## start Raw data

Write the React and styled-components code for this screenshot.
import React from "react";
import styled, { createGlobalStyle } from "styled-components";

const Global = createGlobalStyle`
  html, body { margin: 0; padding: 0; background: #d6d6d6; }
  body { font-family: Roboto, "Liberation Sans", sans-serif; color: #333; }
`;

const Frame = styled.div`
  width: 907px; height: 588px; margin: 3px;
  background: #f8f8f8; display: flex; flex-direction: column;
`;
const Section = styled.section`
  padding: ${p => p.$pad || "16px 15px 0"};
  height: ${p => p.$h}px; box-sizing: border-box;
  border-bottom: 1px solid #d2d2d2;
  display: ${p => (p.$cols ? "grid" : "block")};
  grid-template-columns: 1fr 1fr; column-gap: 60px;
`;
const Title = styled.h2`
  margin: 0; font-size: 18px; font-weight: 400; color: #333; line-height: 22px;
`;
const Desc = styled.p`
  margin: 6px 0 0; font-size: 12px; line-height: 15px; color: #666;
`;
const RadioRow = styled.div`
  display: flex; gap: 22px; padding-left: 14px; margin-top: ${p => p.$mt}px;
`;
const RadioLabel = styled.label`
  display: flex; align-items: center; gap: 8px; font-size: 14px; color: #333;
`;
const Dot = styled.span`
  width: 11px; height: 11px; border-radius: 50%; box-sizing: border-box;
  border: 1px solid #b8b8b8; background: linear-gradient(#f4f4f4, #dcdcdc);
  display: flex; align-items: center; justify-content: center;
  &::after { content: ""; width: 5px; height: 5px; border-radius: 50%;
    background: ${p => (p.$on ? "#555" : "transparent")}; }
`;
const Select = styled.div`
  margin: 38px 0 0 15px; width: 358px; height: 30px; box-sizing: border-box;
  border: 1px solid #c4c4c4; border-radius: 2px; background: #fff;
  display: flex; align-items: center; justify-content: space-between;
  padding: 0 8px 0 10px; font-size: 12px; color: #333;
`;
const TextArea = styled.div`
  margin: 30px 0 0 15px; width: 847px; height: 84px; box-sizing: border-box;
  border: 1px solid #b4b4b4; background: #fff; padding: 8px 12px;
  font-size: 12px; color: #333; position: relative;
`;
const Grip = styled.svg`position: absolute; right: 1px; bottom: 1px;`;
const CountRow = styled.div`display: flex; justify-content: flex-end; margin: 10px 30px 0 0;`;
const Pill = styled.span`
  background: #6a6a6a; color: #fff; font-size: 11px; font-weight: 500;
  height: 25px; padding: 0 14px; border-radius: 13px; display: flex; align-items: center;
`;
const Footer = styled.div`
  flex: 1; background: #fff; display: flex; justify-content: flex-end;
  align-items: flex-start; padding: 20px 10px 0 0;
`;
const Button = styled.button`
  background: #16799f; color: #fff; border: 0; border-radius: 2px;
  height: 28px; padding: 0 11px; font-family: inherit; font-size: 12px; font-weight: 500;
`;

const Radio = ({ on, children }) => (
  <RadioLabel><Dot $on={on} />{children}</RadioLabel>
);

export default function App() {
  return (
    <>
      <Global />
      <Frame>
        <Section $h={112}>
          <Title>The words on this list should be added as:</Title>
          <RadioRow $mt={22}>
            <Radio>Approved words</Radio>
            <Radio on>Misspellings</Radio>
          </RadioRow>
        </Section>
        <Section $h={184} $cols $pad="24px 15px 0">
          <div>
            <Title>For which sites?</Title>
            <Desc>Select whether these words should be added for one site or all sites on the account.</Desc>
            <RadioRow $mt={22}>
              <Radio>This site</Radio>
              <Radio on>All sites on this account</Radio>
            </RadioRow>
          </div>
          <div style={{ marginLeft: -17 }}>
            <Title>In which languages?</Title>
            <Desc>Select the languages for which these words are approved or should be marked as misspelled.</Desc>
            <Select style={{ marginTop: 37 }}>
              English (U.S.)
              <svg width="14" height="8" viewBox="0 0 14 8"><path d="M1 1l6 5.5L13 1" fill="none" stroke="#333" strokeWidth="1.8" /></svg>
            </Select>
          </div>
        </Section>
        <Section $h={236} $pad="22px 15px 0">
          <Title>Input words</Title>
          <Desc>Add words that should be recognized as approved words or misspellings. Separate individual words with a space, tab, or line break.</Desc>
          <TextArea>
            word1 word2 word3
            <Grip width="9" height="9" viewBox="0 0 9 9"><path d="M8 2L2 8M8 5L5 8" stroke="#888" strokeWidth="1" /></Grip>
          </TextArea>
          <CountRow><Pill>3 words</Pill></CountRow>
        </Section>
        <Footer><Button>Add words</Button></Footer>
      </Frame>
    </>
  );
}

## end Raw data

(What the task asks):
List all lines holding the string "components".

(Response to the exercise):
Write the React and styled-components code for this screenshot.
import styled, { createGlobalStyle } from "styled-components";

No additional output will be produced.